如何推进教育治理体系和治理能力现代化

如题所述

深入推进管办评分离,扩大省级政府教育统筹权和学校办学自主权,完善学校内部治理结构。强化国家教育督导,委托社会组织开展教育评估监测。健全政府补贴、政府购买服务、助学贷款、基金奖励、捐资激励等制度,鼓励社会力量兴办教育。
  ——《中共中央关于全面深化改革若干重大问题的决定》
  日前,《中共中央关于全面深化改革若干重大问题的决定》正式发布,掀开了全面深化改革的新篇章。在“完善和发展中国特色社会主义制度,推进国家治理体系和治理能力现代化”总目标的要求下,在加快转变政府职能的具体部署下,《决定》在深化教育领域综合改革的部署中,提出要“深入推进管办评分离”。其背后的深刻内涵与意义何在?教育管理体制改革为何屡推难动,难在哪里?构建政府、学校和社会之间的新型关系,权责如何明晰?围绕这些问题,记者近日采访了中国高等教育学会会长瞿振元、中国教育科学研究院副院长曾天山、国家教育发展研究中心副主任杨银付、北京十一学校校长李希贵。
  从“管理”向“治理”转变传递何种内涵
  过去,我们也认识到管理能力不足的问题,今天我们更应认识到治理能力不足和不够现代化的问题,也就是,不只是从上到下管的能力不足,而且是多元、平等、协调的治理能力不足。
  问:“完善和发展中国特色社会主义制度,推进国家治理体系和治理能力现代化”,是《决定》提出的全面深化改革的总目标。怎样理解这一总目标下的深化教育领域综合改革?怎样理解“治理”二字传递的深刻内涵?
  瞿振元:当前的教育管理体制改革,要放到党的十八届三中全会提出的全面深化改革的总目标中去理解。《决定》提出,全面深化改革的总目标是“完善和发展中国特色社会主义制度,推进国家治理体系和治理能力现代化”。这个总目标既是国家的治理学说,也是我们改革的工作目标。长期以来,我们总是提“管理”,这一次《决定》突出了“治理”二字,而且还强调治理体系、治理能力要实现现代化,我认为这是非常先进的理念,可以说是《决定》的最大亮点。
  我们应该深刻理解从管理到治理这一变化的深刻内涵。管理是从上而下、一元单向的。而治理是指在社会主义市场经济体制下,市场在资源配置中起决定作用的条件下,多元利益主体围绕共同的目标协调与互动的过程。可以说,随着市场经济中行为主体的多元化、利益主体的多元化,政府与民众、社会、企业、学校的关系也应是平等的、双向的、互动的、协同的。

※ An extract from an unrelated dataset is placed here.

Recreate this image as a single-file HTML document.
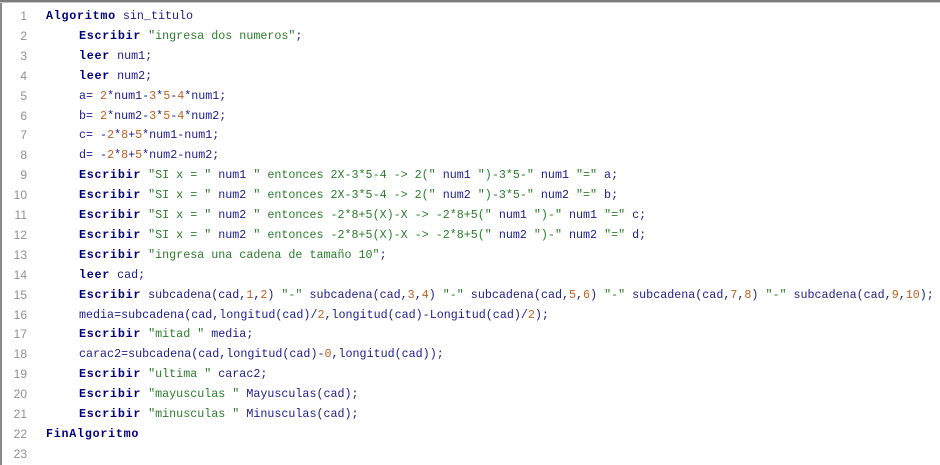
<!DOCTYPE html>
<html><head><meta charset="utf-8"><style>
html,body{margin:0;padding:0;background:#fff;width:940px;height:465px;overflow:hidden}
.wrap{position:absolute;left:0;top:0;width:940px;height:465px;box-sizing:border-box;border-left:2px solid #8a8a8a;border-top:2px solid #7a7a7a;}
.topl{position:absolute;left:0;top:2px;width:940px;height:1px;background:#c8c8c8}
.ln{position:absolute;left:0;width:27px;text-align:right;color:#909090;font:12px "Liberation Sans",sans-serif}
.c{position:absolute;white-space:pre;font:11.7px "Liberation Mono",monospace;color:#1c1c8c}
b{color:#00007a;font-weight:bold;letter-spacing:0.75px}
.s{color:#2a7d2a}
.n{color:#c0601e}
</style></head><body><div class="wrap"></div><div class="topl"></div>
<div id="x"></div>
<script>
const L=[
[46,'<b>Algoritmo</b> sin_titulo'],
[79,'<b>Escribir</b> <span class=s>"ingresa dos numeros"</span>;'],
[79,'<b>leer</b> num1;'],
[79,'<b>leer</b> num2;'],
[79,'a= <span class=n>2</span>*num1-<span class=n>3</span>*<span class=n>5</span>-<span class=n>4</span>*num1;'],
[79,'b= <span class=n>2</span>*num2-<span class=n>3</span>*<span class=n>5</span>-<span class=n>4</span>*num2;'],
[79,'c= -<span class=n>2</span>*<span class=n>8</span>+<span class=n>5</span>*num1-num1;'],
[79,'d= -<span class=n>2</span>*<span class=n>8</span>+<span class=n>5</span>*num2-num2;'],
[79,'<b>Escribir</b> <span class=s>"SI x = "</span> num1 <span class=s>" entonces 2X-3*5-4 -> 2("</span> num1 <span class=s>")-3*5-"</span> num1 <span class=s>"="</span> a;'],
[79,'<b>Escribir</b> <span class=s>"SI x = "</span> num2 <span class=s>" entonces 2X-3*5-4 -> 2("</span> num2 <span class=s>")-3*5-"</span> num2 <span class=s>"="</span> b;'],
[79,'<b>Escribir</b> <span class=s>"SI x = "</span> num2 <span class=s>" entonces -2*8+5(X)-X -> -2*8+5("</span> num1 <span class=s>")-"</span> num1 <span class=s>"="</span> c;'],
[79,'<b>Escribir</b> <span class=s>"SI x = "</span> num2 <span class=s>" entonces -2*8+5(X)-X -> -2*8+5("</span> num2 <span class=s>")-"</span> num2 <span class=s>"="</span> d;'],
[79,'<b>Escribir</b> <span class=s>"ingresa una cadena de tamaño 10"</span>;'],
[79,'<b>leer</b> cad;'],
[79,'<b>Escribir</b> subcadena(cad,<span class=n>1</span>,<span class=n>2</span>) <span class=s>"-"</span> subcadena(cad,<span class=n>3</span>,<span class=n>4</span>) <span class=s>"-"</span> subcadena(cad,<span class=n>5</span>,<span class=n>6</span>) <span class=s>"-"</span> subcadena(cad,<span class=n>7</span>,<span class=n>8</span>) <span class=s>"-"</span> subcadena(cad,<span class=n>9</span>,<span class=n>10</span>);'],
[79,'media=subcadena(cad,longitud(cad)/<span class=n>2</span>,longitud(cad)-Longitud(cad)/<span class=n>2</span>);'],
[79,'<b>Escribir</b> <span class=s>"mitad "</span> media;'],
[79,'carac2=subcadena(cad,longitud(cad)-<span class=n>0</span>,longitud(cad));'],
[79,'<b>Escribir</b> <span class=s>"ultima "</span> carac2;'],
[79,'<b>Escribir</b> <span class=s>"mayusculas "</span> Mayusculas(cad);'],
[79,'<b>Escribir</b> <span class=s>"minusculas "</span> Minusculas(cad);'],
[46,'<b>FinAlgoritmo</b>'],
[46,'']];
let h='';
L.forEach((l,i)=>{const y=9+i*19.9;
h+=`<div class="ln" style="top:${y}px">${i+1}</div><div class="c" style="left:${l[0]}px;top:${y}px">${l[1]}</div>`;});
document.getElementById('x').innerHTML=h;
</script>
</body></html>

  在从管理向治理转变,推进国家治理体系和治理能力的现代化的大背景下,实现教育治理体系和治理能力的现代化也就成了一个紧迫而现实的任务。不仅从高等教育看是这样,从基础教育、职业技术教育、终身教育体系建设来看,也基本如此。
  杨银付:在全面深化改革的总目标下,教育领域综合改革也要努力以教育管理方式创新、教育治理方式创新引领教育发展方式创新。创新教育管理方式的核心要求就是由微观管理走向宏观管理,由直接管理走向间接管理,由办教育向管教育转变,由管理向服务转变。而教育治理超越了行政管理的视野,其核心是正确处理好政府、学校、社会的关系,并建立完整的治理结构。
  问:您能否结合我国教育的现实情况,具体分析一下从“管理”到“治理”这一变化的必要性与现实意义?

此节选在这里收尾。